I don't deal with this in freshwater but it was always an issue in the salt.  I don't like to accept $$ from a guest either.  If it is someone I fish with all the time, like Eric, sure, it's different.  I paid for the boat (That he uses as much as me) so the least you could do is help with the gas.  (for the record, Eric doesn't "help" with fuel, he buys it all, insists on it)

There is a difference between people OFFERING to pay and people who AVOID it.  Either way, I don't take the $$ but it reflects highly on the future of their invites.

Posted
I think what everyone has said makes a lot of sense, and I agree with all of you. But, no one has said anything about a partner offering to share expenses. I think a good partner is the one who offers to pay part of the expenses. I'll take anyone fishing if they want to go - once. But they don't get a second invitation if they don't offer something for the boat.

One buddy and I generally take turns (he drives one time and I drive the next).  Another "friend" (who has previously accused me of being cheap) will announce, "Hey, let's go fishing."  and then, after he's gotten me stoked, suggest I should drive-even though he, too, has a truck and a boat-and I had driven the previous time.  Grrrr!!!
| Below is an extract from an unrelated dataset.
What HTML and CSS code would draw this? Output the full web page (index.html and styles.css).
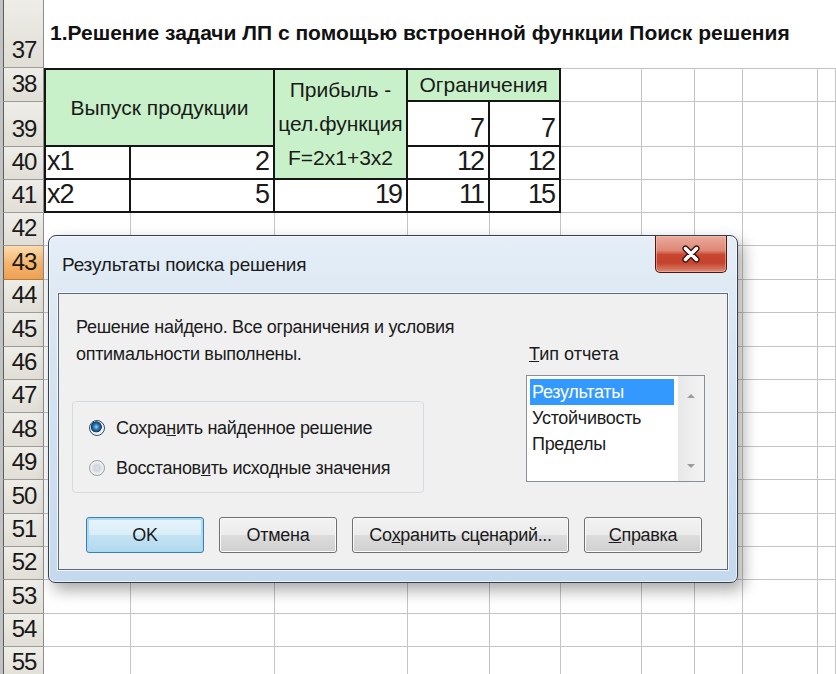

Generally speaking, if it's a new guest, I never expect anything but once a person becomes a regular, it's nice if they share.  Do I expect it?  Yes, I suppose so.  But when you go to the movies, don't you expect your friends to pay for their own theater tickets?

Posted

Someone who doesn't whine and moan when you're catching and they're not. My brother does this and there have been several times where I've found myself hoping that he'll catch something before I hook another one. I haven't avoided any outings with him because of it but it's always in the back of my mind when we head out.